Sometimes you can just feel an album from the very first chords.
Described as incorporating aspects of drone and crust punk into their slow and heavy style the grinding 4 plus minutes of feedback that crawl from the speakers at the start of Illinois stamps it’s authority on your brain you know that this is going to be a deliciously uncomfortable listen.
Sure enough as 60WV kicks in with guttural vocals and lumbering riffs it is clear that if you have followed the German based Black Shape Of Nexus they have been fine tuning their monstrous assault through high profile appearances at festivals like Roadburn and an extensive touring regime and the result is the monumental 80 sonic assault that is ‘Negative Black’.
What is evident from their full length debut for Exile On Mainstream is the self belief that these guys now have in what they are creating. Not afraid to let the dynamics of a track develop naturally, the footnotes to this album could simply read ‘long and slow’, but to simplify would be to do B.SON a disservice. The end of 60WV builds to a crescendo that is as complex as it is multi paced and the instruments simply pummel you into submission as does most of Negative Black for it’s mammoth run time.
The limited edition drone album they released following their self titled 2007 album clearly helped shape the direction of the album as they manage to combine suffocatingly heavy and painfully slow doom with acrid, harsh drones; at times the phrase ‘down-tempo’ could well have a picture of the album cover next to the definition and their soupy Sabbath tones teeter on a tightrope that collapse into feedback and noise rock. Despite the sloth like tempo that dominates this release it is an incredibly intense, bitter and aggressive affair, vocalist Malte Seidel deserves a special mention for it’s unrelenting nature as he howls, barks and growls his way through epic length tracks such as 1000 uF like his larynx has been caressed by sandpaper.
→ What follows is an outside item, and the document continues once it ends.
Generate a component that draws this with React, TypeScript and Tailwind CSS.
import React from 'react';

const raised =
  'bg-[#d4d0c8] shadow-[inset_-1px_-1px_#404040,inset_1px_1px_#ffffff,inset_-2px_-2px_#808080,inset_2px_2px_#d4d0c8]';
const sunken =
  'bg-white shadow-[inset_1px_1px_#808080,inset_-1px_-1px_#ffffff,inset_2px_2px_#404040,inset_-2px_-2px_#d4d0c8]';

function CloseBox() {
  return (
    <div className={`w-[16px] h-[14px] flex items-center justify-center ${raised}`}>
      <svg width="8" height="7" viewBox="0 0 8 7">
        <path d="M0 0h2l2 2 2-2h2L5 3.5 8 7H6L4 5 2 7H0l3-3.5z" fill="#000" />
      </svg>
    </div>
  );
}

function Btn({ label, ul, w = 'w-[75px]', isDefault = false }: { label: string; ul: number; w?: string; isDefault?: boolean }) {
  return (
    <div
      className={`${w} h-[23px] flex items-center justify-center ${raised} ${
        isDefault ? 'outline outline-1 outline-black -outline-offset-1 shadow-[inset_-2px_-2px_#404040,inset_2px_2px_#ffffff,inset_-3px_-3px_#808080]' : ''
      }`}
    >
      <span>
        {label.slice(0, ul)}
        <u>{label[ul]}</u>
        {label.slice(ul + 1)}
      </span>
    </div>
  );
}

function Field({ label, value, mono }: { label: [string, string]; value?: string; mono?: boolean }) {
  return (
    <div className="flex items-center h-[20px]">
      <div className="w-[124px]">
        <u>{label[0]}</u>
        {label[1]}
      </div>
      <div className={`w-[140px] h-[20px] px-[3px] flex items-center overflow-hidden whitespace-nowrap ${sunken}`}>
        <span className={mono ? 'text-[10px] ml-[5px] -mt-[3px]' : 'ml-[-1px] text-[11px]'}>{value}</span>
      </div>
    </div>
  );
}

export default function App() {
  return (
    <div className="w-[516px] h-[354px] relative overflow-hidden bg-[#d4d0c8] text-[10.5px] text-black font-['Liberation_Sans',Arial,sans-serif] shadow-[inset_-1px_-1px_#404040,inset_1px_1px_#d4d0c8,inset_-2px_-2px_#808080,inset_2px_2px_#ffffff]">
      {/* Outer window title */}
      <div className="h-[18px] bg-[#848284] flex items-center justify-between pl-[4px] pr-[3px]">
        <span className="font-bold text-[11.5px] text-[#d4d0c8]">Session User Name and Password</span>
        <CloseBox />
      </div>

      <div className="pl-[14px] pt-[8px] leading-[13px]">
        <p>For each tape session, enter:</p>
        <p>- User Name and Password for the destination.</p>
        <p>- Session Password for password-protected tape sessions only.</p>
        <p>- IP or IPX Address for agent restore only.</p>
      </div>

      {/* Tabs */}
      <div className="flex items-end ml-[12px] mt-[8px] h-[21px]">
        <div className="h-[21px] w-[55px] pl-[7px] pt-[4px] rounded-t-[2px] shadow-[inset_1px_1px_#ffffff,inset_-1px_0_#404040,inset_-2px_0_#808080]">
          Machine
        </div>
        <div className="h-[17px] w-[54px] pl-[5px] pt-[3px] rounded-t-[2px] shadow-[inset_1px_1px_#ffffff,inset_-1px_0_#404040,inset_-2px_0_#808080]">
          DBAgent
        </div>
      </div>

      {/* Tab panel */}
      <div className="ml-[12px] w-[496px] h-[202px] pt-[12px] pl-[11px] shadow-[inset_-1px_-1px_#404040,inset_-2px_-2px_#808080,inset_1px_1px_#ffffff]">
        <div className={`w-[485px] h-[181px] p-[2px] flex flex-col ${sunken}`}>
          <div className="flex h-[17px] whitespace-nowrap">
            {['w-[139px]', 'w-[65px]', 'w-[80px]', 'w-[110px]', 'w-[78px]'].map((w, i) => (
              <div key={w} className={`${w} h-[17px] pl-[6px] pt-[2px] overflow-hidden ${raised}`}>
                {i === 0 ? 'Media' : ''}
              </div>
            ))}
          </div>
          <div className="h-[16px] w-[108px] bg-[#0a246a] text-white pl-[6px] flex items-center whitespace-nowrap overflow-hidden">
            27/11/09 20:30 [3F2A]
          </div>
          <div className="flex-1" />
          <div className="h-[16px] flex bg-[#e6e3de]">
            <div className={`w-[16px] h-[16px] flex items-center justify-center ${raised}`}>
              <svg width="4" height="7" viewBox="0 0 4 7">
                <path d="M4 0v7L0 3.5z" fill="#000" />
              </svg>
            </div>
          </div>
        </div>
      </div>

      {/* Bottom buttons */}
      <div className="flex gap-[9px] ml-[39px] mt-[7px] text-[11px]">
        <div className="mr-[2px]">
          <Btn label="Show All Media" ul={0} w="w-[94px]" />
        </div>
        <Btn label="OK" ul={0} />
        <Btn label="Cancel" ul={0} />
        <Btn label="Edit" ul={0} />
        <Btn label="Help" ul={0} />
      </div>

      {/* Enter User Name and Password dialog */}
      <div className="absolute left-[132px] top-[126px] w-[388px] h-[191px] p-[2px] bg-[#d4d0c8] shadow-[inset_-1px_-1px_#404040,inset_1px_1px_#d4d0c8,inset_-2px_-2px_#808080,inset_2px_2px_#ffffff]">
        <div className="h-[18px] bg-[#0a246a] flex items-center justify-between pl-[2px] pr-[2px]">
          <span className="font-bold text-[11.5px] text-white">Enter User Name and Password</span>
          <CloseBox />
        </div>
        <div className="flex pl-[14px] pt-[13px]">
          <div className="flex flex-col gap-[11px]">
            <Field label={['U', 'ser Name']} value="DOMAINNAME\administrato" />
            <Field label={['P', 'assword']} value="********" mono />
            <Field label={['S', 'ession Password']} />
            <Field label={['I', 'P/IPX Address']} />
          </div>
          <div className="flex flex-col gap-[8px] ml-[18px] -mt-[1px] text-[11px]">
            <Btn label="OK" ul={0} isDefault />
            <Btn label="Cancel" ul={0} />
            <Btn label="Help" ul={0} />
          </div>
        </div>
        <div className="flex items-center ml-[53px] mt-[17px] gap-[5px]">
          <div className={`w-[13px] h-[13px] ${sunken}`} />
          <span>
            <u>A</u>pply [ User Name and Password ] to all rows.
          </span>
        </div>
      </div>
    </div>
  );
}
Elsewhere they are of not afraid to abandon the crushing weight of their chief stock in trade and experiment with blissed out interludes that never quite comfort, but offer a chance to throw the darkness of their full on sludge into sharp relief; still with the title track clocking in at over the twenty minute mark they have given themselves plenty of room to throw the kitchen sink in.
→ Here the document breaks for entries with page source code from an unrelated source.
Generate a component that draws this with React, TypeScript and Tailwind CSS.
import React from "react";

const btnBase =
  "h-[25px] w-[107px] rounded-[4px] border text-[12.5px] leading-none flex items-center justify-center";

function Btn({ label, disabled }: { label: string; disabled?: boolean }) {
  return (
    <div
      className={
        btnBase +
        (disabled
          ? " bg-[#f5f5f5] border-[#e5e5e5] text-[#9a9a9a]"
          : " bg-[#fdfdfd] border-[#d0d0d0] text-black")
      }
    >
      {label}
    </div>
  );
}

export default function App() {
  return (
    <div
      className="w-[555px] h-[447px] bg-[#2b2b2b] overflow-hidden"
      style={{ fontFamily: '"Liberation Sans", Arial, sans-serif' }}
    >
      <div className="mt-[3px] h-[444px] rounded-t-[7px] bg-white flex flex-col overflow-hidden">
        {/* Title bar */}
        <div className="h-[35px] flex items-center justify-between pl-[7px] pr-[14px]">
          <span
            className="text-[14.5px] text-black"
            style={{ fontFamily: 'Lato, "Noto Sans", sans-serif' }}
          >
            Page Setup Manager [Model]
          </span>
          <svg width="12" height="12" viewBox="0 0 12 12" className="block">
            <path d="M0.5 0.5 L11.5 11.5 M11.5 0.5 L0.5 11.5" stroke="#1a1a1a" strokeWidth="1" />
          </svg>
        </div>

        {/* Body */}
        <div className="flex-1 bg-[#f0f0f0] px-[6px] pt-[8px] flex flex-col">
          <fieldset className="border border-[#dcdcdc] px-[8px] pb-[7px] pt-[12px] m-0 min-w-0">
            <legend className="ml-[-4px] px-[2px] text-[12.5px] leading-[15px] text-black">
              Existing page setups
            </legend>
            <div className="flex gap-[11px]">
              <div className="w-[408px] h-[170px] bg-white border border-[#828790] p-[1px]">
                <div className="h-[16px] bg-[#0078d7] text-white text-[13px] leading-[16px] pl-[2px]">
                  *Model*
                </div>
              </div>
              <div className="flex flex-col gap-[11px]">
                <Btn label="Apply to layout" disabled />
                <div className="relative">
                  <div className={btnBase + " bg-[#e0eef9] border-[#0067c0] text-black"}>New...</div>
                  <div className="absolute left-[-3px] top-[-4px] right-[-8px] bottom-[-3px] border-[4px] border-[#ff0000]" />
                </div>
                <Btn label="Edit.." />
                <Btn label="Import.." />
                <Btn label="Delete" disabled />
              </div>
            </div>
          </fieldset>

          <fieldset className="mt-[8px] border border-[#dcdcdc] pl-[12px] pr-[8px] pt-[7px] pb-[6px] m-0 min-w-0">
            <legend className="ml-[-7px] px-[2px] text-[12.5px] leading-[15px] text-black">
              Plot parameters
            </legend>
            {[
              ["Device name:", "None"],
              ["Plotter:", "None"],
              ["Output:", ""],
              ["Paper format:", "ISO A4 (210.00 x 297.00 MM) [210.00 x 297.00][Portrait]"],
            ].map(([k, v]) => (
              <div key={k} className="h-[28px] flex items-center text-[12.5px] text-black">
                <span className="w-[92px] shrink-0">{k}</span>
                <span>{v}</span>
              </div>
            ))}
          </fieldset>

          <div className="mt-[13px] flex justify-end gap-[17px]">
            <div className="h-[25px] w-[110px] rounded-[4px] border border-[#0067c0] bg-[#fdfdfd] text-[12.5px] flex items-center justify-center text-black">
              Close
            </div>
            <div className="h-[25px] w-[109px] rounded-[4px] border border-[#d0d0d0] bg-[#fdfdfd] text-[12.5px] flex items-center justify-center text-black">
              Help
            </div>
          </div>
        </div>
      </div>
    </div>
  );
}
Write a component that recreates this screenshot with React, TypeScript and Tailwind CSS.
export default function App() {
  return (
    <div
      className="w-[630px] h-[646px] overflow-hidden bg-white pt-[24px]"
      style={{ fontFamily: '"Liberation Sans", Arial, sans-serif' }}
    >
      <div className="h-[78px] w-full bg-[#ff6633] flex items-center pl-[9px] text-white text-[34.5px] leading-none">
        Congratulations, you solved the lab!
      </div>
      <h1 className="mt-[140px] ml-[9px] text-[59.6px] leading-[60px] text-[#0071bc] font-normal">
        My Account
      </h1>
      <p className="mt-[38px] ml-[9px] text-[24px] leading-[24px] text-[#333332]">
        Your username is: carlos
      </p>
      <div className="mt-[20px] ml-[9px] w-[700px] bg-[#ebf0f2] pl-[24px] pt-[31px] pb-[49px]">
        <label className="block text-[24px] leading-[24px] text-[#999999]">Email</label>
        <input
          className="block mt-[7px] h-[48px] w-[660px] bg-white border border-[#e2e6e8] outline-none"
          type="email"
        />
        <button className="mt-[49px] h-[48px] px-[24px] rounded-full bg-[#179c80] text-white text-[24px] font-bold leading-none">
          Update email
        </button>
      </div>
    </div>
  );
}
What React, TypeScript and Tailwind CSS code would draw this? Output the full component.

And there I guess is the rub for me – Negative Black as it stands is a decent album. When it hits the highs B.SON could easily go toe to toe with most bands out there, like the towering closer 400H for it’s entire six minute run time, but does the title track really need all fifteen minutes of ambient, drone, noise etc before they put their heads down and charge for the finish line?
It is great to hear bands flex their creative muscles and step outside the box, but where do you draw the line?
Ultimately this is a good album with some great moments, but you wonder if the studio have charged by the hour would they have shaved 20 minutes off and would they be missed?